SECONDE SESSION ORDINAIRE DE 1993 - 1994

Annexe au procès-verbal de la séance du 3 mai 1994.

PROPOSITION DE RÉSOLUTION

PRÉSENTÉE EN APPLICATION DE L'ARTICLE 73 BIS DU RÈGLEMENT, sur la proposition de directive du Conseil concernant des règles communes pour le marché intérieur de l'électricité et sur la proposition de directive du Conseil concernant des règles communes pour le marché intérieur du gaz naturel (n° E-211),

Par M. Jacques OUDIN,

Sénateur.

(Renvoyée à la commission des Affaires économiques et du Plan sous réserve de la constitution éventuelle d'une commission spéciale dans les conditions prévues par le Règlement.)

Union européenne - Électricité - gaz.

EXPOSÉ DES MOTIFS

Mesdames, Messieurs,

Le 21 février 1992, la Commission européenne a publié des propositions de directives concernant des règles communes pour le marché intérieur de l'électricité et le marché intérieur du gaz naturel.

Le Conseil des ministres, après avoir examiné ces propositions, a demandé à la Commission de les modifier à la lumière de ses travaux et de l'avis du Parlement européen rendu le 17 novembre 1993.

Le 7 décembre 1993, la Commission a formulé de nouvelles propositions qui ont été publiées le 7 mars 1994.

Le Premier ministre ayant accepté de soumettre au Sénat et à l'Assemblée nationale les propositions de directives, bien que celles-ci aient été transmises au Conseil des ministres avant la révision constitutionnelle de juin 1992, la proposition d'acte communautaire n° E-211 a été déposée sur le Bureau du Sénat le 9 février 1994.

Cette proposition est donc constituée des deux propositions de directives de la Commission publiées le 21 février 1992. Naturellement, la présente proposition de résolution portera sur les propositions de directives modifiées qui constituent désormais la base de discussion dans le processus décisionnel communautaire.

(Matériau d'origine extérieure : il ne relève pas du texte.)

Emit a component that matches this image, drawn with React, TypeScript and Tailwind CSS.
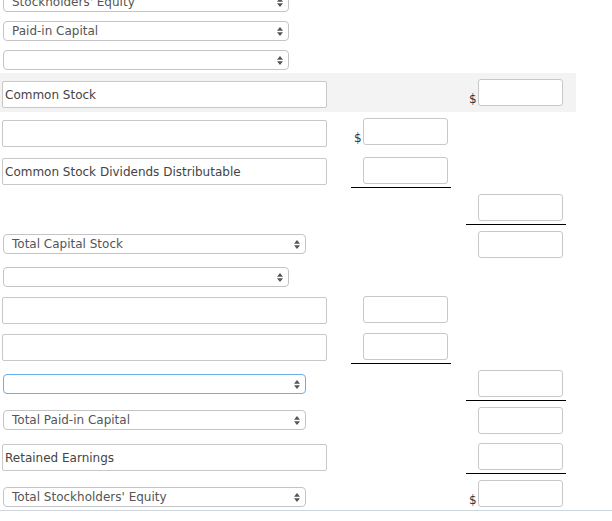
import React from "react";

const F = "font-['DejaVu_Sans',Verdana,sans-serif]";

function Arrows() {
  return (
    <svg width="6" height="9" viewBox="0 0 6 9" className="shrink-0">
      <polygon points="0,3.8 3,0 6,3.8" fill="#555" />
      <polygon points="0,5.2 6,5.2 3,9" fill="#555" />
    </svg>
  );
}

function Sel({ w, text, focused }: { w: string; text?: string; focused?: boolean }) {
  return (
    <div
      className={`${w} h-[20px] flex items-center justify-between rounded-[4px] border bg-white pl-[8px] pr-[5px] ${
        focused ? "border-[#6aaee8]" : "border-[#c4c4c4]"
      }`}
    >
      <span className={`${F} text-[12px] leading-none text-[#555] whitespace-nowrap`}>{text ?? ""}</span>
      <Arrows />
    </div>
  );
}

function LeftInput({ text }: { text?: string }) {
  return (
    <div className="w-[325px] h-[27px] flex items-center border border-[#c8c8c8] rounded-[2px] bg-white pl-[2px]">
      <span className={`${F} text-[12px] leading-none text-[#444] whitespace-nowrap`}>{text ?? ""}</span>
    </div>
  );
}

function Amount({ dollar, line }: { dollar?: boolean; line?: boolean }) {
  return (
    <div className="w-[100px]">
      <div className="flex items-end">
        <span className={`${F} w-[12px] pl-[3px] text-[12px] leading-none text-[#333] pb-[1px]`}>
          {dollar ? "$" : ""}
        </span>
        <div className="w-[85px] h-[27px] border border-[#c8c8c8] rounded-[3px] bg-white" />
      </div>
      {line ? <div className="mt-[3px] h-px bg-black" /> : null}
    </div>
  );
}

export default function App() {
  return (
    <div className="w-[612px] h-[521px] bg-white overflow-hidden">
      <div className="mt-[-8px]">
        {/* R0 */}
        <div className="flex h-[25px]">
          <div className="w-[351px] shrink-0 pl-[3px]">
            <Sel w="w-[286px]" text="Stockholders' Equity" />
          </div>
        </div>
        {/* R1 */}
        <div className="flex h-[29px]">
          <div className="w-[351px] shrink-0 pl-[3px] pt-[4px]">
            <Sel w="w-[286px]" text="Paid-in Capital" />
          </div>
        </div>
        {/* R2 */}
        <div className="flex h-[27px]">
          <div className="w-[351px] shrink-0 pl-[3px] pt-[4px]">
            <Sel w="w-[286px]" />
          </div>
        </div>
        {/* R3 */}
        <div className="flex h-[39px] w-[576px] bg-[#f3f3f3]">
          <div className="w-[351px] shrink-0 pl-[2px] pt-[8px]">
            <LeftInput text="Common Stock" />
          </div>
          <div className="w-[100px] shrink-0" />
          <div className="w-[15px] shrink-0" />
          <div className="w-[100px] shrink-0 pt-[6px]">
            <Amount dollar />
          </div>
        </div>
        {/* R4 */}
        <div className="flex h-[40px]">
          <div className="w-[351px] shrink-0 pl-[2px] pt-[8px]">
            <LeftInput />
          </div>
          <div className="w-[100px] shrink-0 pt-[6px]">
            <Amount dollar />
          </div>
        </div>
        {/* R5 */}
        <div className="flex h-[38px]">
          <div className="w-[351px] shrink-0 pl-[2px] pt-[6px]">
            <LeftInput text="Common Stock Dividends Distributable" />
          </div>
          <div className="w-[100px] shrink-0 pt-[5px]">
            <Amount line />
          </div>
        </div>
        {/* R6 */}
        <div className="flex h-[38px]">
          <div className="w-[351px] shrink-0" />
          <div className="w-[100px] shrink-0" />
          <div className="w-[15px] shrink-0" />
          <div className="w-[100px] shrink-0 pt-[4px]">
            <Amount line />
          </div>
        </div>
        {/* R7 */}
        <div className="flex h-[34px]">
          <div className="w-[351px] shrink-0 pl-[3px] pt-[6px]">
            <Sel w="w-[303px]" text="Total Capital Stock" />
          </div>
          <div className="w-[100px] shrink-0" />
          <div className="w-[15px] shrink-0" />
          <div className="w-[100px] shrink-0 pt-[3px]">
            <Amount />
          </div>
        </div>
        {/* R8 */}
        <div className="flex h-[30px]">
          <div className="w-[351px] shrink-0 pl-[3px] pt-[5px]">
            <Sel w="w-[286px]" />
          </div>
        </div>
        {/* R9 */}
        <div className="flex h-[37px]">
          <div className="w-[351px] shrink-0 pl-[2px] pt-[5px]">
            <LeftInput />
          </div>
          <div className="w-[100px] shrink-0 pt-[4px]">
            <Amount />
          </div>
        </div>
        {/* R10 */}
        <div className="flex h-[38px]">
          <div className="w-[351px] shrink-0 pl-[2px] pt-[5px]">
            <LeftInput />
          </div>
          <div className="w-[100px] shrink-0 pt-[4px]">
            <Amount line />
          </div>
        </div>
        {/* R11 */}
        <div className="flex h-[37px]">
          <div className="w-[351px] shrink-0 pl-[3px] pt-[7px]">
            <Sel w="w-[303px]" focused />
          </div>
          <div className="w-[100px] shrink-0" />
          <div className="w-[15px] shrink-0" />
          <div className="w-[100px] shrink-0 pt-[3px]">
            <Amount line />
          </div>
        </div>
        {/* R12 */}
        <div className="flex h-[34px]">
          <div className="w-[351px] shrink-0 pl-[3px] pt-[6px]">
            <Sel w="w-[303px]" text="Total Paid-in Capital" />
          </div>
          <div className="w-[100px] shrink-0" />
          <div className="w-[15px] shrink-0" />
          <div className="w-[100px] shrink-0 pt-[3px]">
            <Amount />
          </div>
        </div>
        {/* R13 */}
        <div className="flex h-[39px]">
          <div className="w-[351px] shrink-0 pl-[2px] pt-[6px]">
            <LeftInput text="Retained Earnings" />
          </div>
          <div className="w-[100px] shrink-0" />
          <div className="w-[15px] shrink-0" />
          <div className="w-[100px] shrink-0 pt-[5px]">
            <Amount line />
          </div>
        </div>
        {/* R14 */}
        <div className="flex h-[34px] border-b border-[#cfd5dd]">
          <div className="w-[351px] shrink-0 pl-[3px] pt-[10px]">
            <Sel w="w-[303px]" text="Total Stockholders' Equity" />
          </div>
          <div className="w-[100px] shrink-0" />
          <div className="w-[15px] shrink-0" />
          <div className="w-[100px] shrink-0 pt-[3px]">
            <Amount dollar />
          </div>
        </div>
      </div>
    </div>
  );
}
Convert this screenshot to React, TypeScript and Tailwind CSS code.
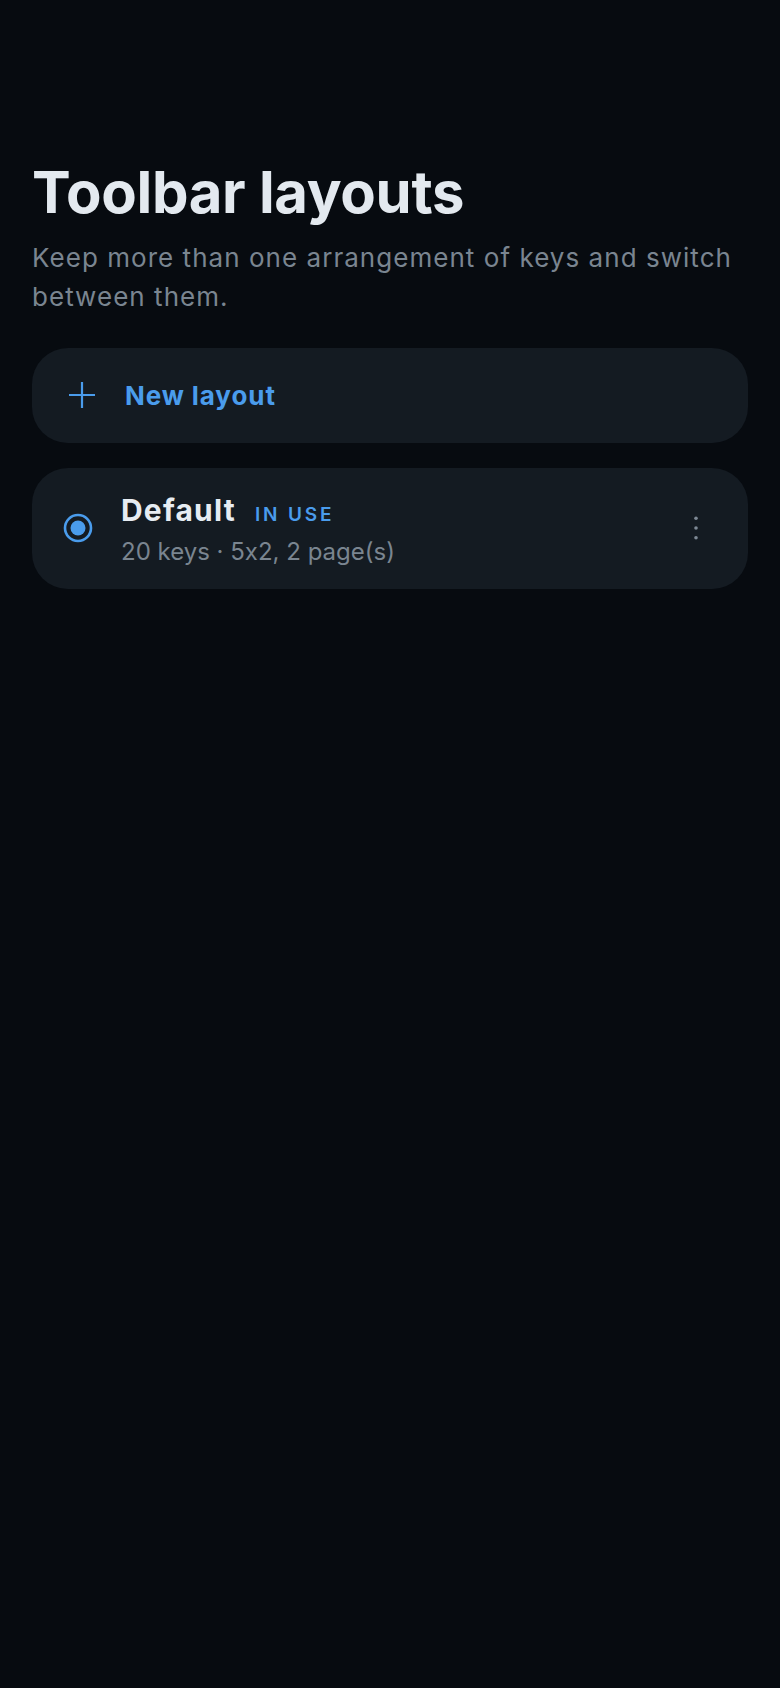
function PlusIcon() {
  return (
    <svg width="28" height="28" viewBox="0 0 28 28" fill="none" className="shrink-0">
      <path d="M14 1v26M1 14h26" stroke="#4a9cec" strokeWidth="2.2" />
    </svg>
  );
}

function RadioOn() {
  return (
    <svg width="30" height="30" viewBox="0 0 30 30" fill="none" className="shrink-0">
      <circle cx="15" cy="15" r="13" stroke="#4a9cec" strokeWidth="2.6" />
      <circle cx="15" cy="15" r="7.5" fill="#4a9cec" />
    </svg>
  );
}

function DotsIcon() {
  return (
    <svg width="24" height="30" viewBox="0 0 24 30" fill="#7d8894" className="shrink-0">
      <circle cx="12" cy="5.3" r="1.8" />
      <circle cx="12" cy="15" r="1.8" />
      <circle cx="12" cy="24.7" r="1.8" />
    </svg>
  );
}

export default function App() {
  return (
    <div
      className="min-h-screen bg-[#070b10] px-8 pt-[161px] [font-feature-settings:'calt'_0]"
      style={{ fontFamily: "Inter, 'Noto Sans', sans-serif" }}
    >
      <h1 className="text-[58px] leading-[1.1] font-bold tracking-[-0.005em] text-[#e3e9ef]">
        Toolbar layouts
      </h1>
      <p className="mt-[13px] text-[26px] leading-[39px] tracking-[0.04em] text-[#7a8590]">
        Keep more than one arrangement of keys and switch between them.
      </p>

      <button className="mt-8 flex h-[95px] w-full items-center gap-[29px] rounded-[36px] bg-[#141b22] pl-[36px] text-left">
        <PlusIcon />
        <span className="text-[26px] font-bold tracking-[0.035em] text-[#4a9cec]">New layout</span>
      </button>

      <div className="mt-[25px] flex h-[121px] w-full items-center rounded-[36px] bg-[#141b22] pl-[31px] pr-[40px]">
        <RadioOn />
        <div className="ml-[28px] flex flex-1 flex-col pt-[2px]">
          <div className="flex items-baseline gap-[19px]">
            <span className="text-[30px] leading-[38px] font-bold tracking-[0.04em] text-[#e6ecf2]">Default</span>
            <span className="text-[19px] font-semibold tracking-[0.15em] text-[#4a9cec]">IN USE</span>
          </div>
          <span className="mt-[7px] text-[24px] leading-[32px] text-[#7a8590]">
            20 keys · 5x2, 2 page(s)
          </span>
        </div>
        <DotsIcon />
      </div>
    </div>
  );
}
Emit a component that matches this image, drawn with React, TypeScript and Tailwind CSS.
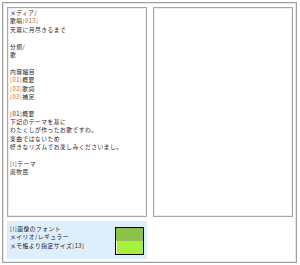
import React from "react";

const lines: { code?: string; text: string }[] = [
  { text: "メディア/" },
  { text: "歌唱", code: "[013]" },
  { text: "天幕に月尽きるまで" },
  { text: "" },
  { text: "分類/" },
  { text: "歌" },
  { text: "" },
  { text: "内容細目" },
  { code: "[01]", text: "概要" },
  { code: "[02]", text: "歌詞" },
  { code: "[03]", text: "補足" },
  { text: "" },
  { text: "[01]概要" },
  { text: "下記のテーマを基に" },
  { text: "わたくしが作ったお歌ですわ。" },
  { text: "楽曲ではないため" },
  { text: "好きなリズムでお楽しみくださいまし。" },
  { text: "" },
  { text: "[!]テーマ" },
  { text: "遊牧民" },
];

const font = { fontFamily: '"Noto Sans CJK JP", "Noto Sans", sans-serif' };

const App: React.FC = () => {
  return (
    <div className="w-[300px] h-[265px] bg-white pt-[2px] pl-[2px]" style={font}>
      <div className="w-[295px] h-[261px] border border-[#a0a0a0] shadow-[inset_0_0_0_1px_#e6e6e6] pt-[4px] pl-[4px] pr-[3px] pb-[3px] flex flex-col gap-[4px]">
        <div className="flex gap-[6px]">
          {/* memo text */}
          <div className="w-[140px] h-[210px] border border-[#a8a8a8] shadow-[inset_0_0_0_1px_#ececec] pl-[2px] pt-[1px] text-[5.75px] tracking-[0.5px] leading-[8.4px] text-[#222] whitespace-nowrap overflow-hidden">
            {lines.map((l, i) => (
              <div key={i} className="h-[8.4px]">
                {l.code && l.text !== "歌唱" ? <span className="text-[#b5651d]">{l.code}</span> : null}
                {l.text}
                {l.code && l.text === "歌唱" ? <span className="text-[#b5651d]">{l.code}</span> : null}
              </div>
            ))}
          </div>
          {/* empty preview */}
          <div className="w-[140px] h-[210px] border border-[#a8a8a8] shadow-[inset_0_0_0_1px_#ececec]" />
        </div>

        {/* font info */}
        <div className="w-[140px] h-[38px] bg-[#ddeefc] flex justify-between pl-[3px] pr-[3px]">
          <div className="pt-[4px] text-[5.75px] tracking-[0.5px] leading-[8.4px] text-[#222] whitespace-nowrap">
            <div>[!]画像のフォント</div>
            <div>メイリオ/レギュラー</div>
            <div>メモ帳より指定サイズ[13]</div>
          </div>
          <div className="mt-[6px] w-[29px] h-[28px] border border-black flex flex-col">
            <div className="h-[13px] bg-[#8bc34a]" />
            <div className="flex-1 flex">
              <div className="w-[1px] bg-white" />
              <div className="flex-1 bg-[#a5f03a]" />
            </div>
          </div>
        </div>
      </div>
    </div>
  );
};

export default App;
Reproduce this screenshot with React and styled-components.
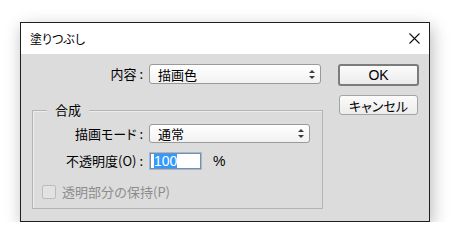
import React from "react"
import styled, { createGlobalStyle } from "styled-components"

const GlobalStyle = createGlobalStyle`
  body {
    margin: 0;
    background: #fff;
    font-family: "Noto Sans CJK JP", "Noto Sans", sans-serif;
    font-size: 13px;
    color: #000;
  }
`

function SpinArrows() {
  return (
    <svg width="6" height="9" viewBox="0 0 6 9">
      <path d="M3 0 L6 3 L0 3 Z" fill="#3c3c3c" />
      <path d="M0 6 L6 6 L3 9 Z" fill="#3c3c3c" />
    </svg>
  )
}

function CloseIcon() {
  return (
    <svg width="11" height="11" viewBox="0 0 11 11">
      <path d="M0.5 0.5 L10.5 10.5 M10.5 0.5 L0.5 10.5" stroke="#111" strokeWidth="1.1" />
    </svg>
  )
}

function Dropdown({ value, width, height }) {
  return (
    <Select width={width} height={height}>
      <span>{value}</span>
      <SpinArrows />
    </Select>
  )
}

function App() {
  return (
    <Page>
      <GlobalStyle />
      <Dialog>
        <TitleBar>
          <Title>塗りつぶし</Title>
          <CloseButton>
            <CloseIcon />
          </CloseButton>
        </TitleBar>
        <Body>
          <Form>
            <FieldRow>
              <Label>内容 :</Label>
              <Dropdown value="描画色" width={172} height={20} />
            </FieldRow>
            <Group>
              <Legend>合成</Legend>
              <FieldRow labelWidth={110}>
                <Label>描画モード :</Label>
                <Dropdown value="通常" width={161} height={19} />
              </FieldRow>
              <FieldRow labelWidth={110} gapTop={9}>
                <Label>不透明度(O) :</Label>
                <InputLine>
                  <NumberBox>
                    <Selected>100</Selected>
                  </NumberBox>
                  <Unit>%</Unit>
                </InputLine>
              </FieldRow>
              <CheckRow>
                <CheckBox />
                <CheckLabel>透明部分の保持(P)</CheckLabel>
              </CheckRow>
            </Group>
          </Form>
          <Buttons>
            <Button primary>OK</Button>
            <Button>キャンセル</Button>
          </Buttons>
        </Body>
      </Dialog>
    </Page>
  )
}

const Page = styled.div`
  padding: 22px 0 0 20px;
`

const Dialog = styled.div`
  width: 410px;
  height: 200px;
  box-sizing: border-box;
  border: 1px solid #1f1f1f;
  background: #dcdcdc;
  box-shadow: 2px 5px 16px rgba(0, 0, 0, 0.28);
  display: flex;
  flex-direction: column;
  overflow: hidden;
`

const TitleBar = styled.div`
  height: 31px;
  flex-shrink: 0;
  background: #fff;
  display: flex;
  align-items: center;
  justify-content: space-between;
  padding: 0 9px;
`

const Title = styled.div`
  font-size: 12px;
  font-feature-settings: "palt";
`

const CloseButton = styled.div`
  display: flex;
  align-items: center;
`

const Body = styled.div`
  display: flex;
  gap: 15px;
  padding: 10px 10px 0 11px;
`

const Form = styled.div`
  width: 291px;
  display: flex;
  flex-direction: column;
`

const FieldRow = styled.div`
  display: grid;
  grid-template-columns: ${(p) => p.labelWidth || 111}px auto;
  column-gap: 6px;
  align-items: center;
  margin-top: ${(p) => p.gapTop || 0}px;
`

const Label = styled.div`
  text-align: right;
  white-space: nowrap;
  font-feature-settings: "palt";
  line-height: 18px;
`

const Select = styled.div`
  width: ${(p) => p.width}px;
  height: ${(p) => p.height}px;
  box-sizing: border-box;
  border: 1px solid #9a9a9a;
  border-radius: 3px;
  background: linear-gradient(#ffffff, #f2f2f2);
  display: flex;
  align-items: center;
  justify-content: space-between;
  padding: 0 5px 0 8px;
  font-size: 13px;
`

const Group = styled.div`
  position: relative;
  margin-top: 26px;
  height: 99px;
  box-sizing: border-box;
  border: 1px solid #b4b4b4;
  box-shadow: inset 1px 1px 0 #ececec;
  padding-top: 13px;
`

const Legend = styled.span`
  position: absolute;
  top: -10px;
  left: 14px;
  padding: 0 8px;
  background: #dcdcdc;
  line-height: 18px;
`

const InputLine = styled.div`
  display: flex;
  align-items: center;
  gap: 11px;
`

const NumberBox = styled.div`
  width: 53px;
  height: 18px;
  box-sizing: border-box;
  border: 1px solid #8fbdee;
  box-shadow: inset 0 0 0 1px #8a8a8a;
  background: #fff;
  display: flex;
  align-items: center;
  padding-left: 4px;
`

const Selected = styled.span`
  background: #3399ff;
  color: #fff;
  font-family: "Liberation Sans", Arial, sans-serif;
  font-size: 14px;
  line-height: 14px;
`

const Unit = styled.span`
  font-family: "Liberation Sans", Arial, sans-serif;
  font-size: 14px;
`

const CheckRow = styled.div`
  display: flex;
  align-items: center;
  gap: 6px;
  margin-top: 13px;
  padding-left: 9px;
`

const CheckBox = styled.div`
  width: 14px;
  height: 14px;
  box-sizing: border-box;
  border: 1px solid #bcbcbc;
  border-radius: 2px;
  background: #e2e2e2;
`

const CheckLabel = styled.span`
  color: #8c8c8c;
  font-size: 13px;
  line-height: 18px;
`

const Buttons = styled.div`
  display: flex;
  flex-direction: column;
  align-items: center;
  width: 81px;
  gap: 9px;
`

const Button = styled.div`
  width: ${(p) => (p.primary ? 81 : 79)}px;
  height: ${(p) => (p.primary ? 22 : 20)}px;
  box-sizing: border-box;
  border: ${(p) => (p.primary ? "2px solid #7c7c7c" : "1px solid #a3a3a3")};
  border-radius: 3px;
  background: linear-gradient(#fbfbfb, #ececec);
  display: flex;
  align-items: center;
  justify-content: center;
  font-feature-settings: "palt";
  font-family: ${(p) =>
    p.primary ? '"Liberation Sans", Arial, sans-serif' : '"Noto Sans CJK JP", sans-serif'};
  font-size: ${(p) => (p.primary ? 14 : 13)}px;
`

export default App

Un sujet aussi complexe et fondamental mérite une réflexion approfondie. Aussi proposerons-nous à la Délégation pour les Communautés européennes de publier prochainement un rapport d'information.

Toutefois, afin que le Sénat puisse adopter une résolution dans les meilleurs délais, il importe de mettre en oeuvre dès à présent la procédure prévue à l'article 73 bis du règlement. Tel est l'objet de la présente proposition de résolution.

*

* *

Dans ses propositions initiales, la Commission européenne envisageait la réalisation du marché intérieur de l'électricité et du gaz naturel selon une approche en trois étapes :

La première étape a consisté en la mise en oeuvre des directives de 1990 et 1991 sur le transit de l'électricité et du gaz naturel ainsi que sur la transparence des prix.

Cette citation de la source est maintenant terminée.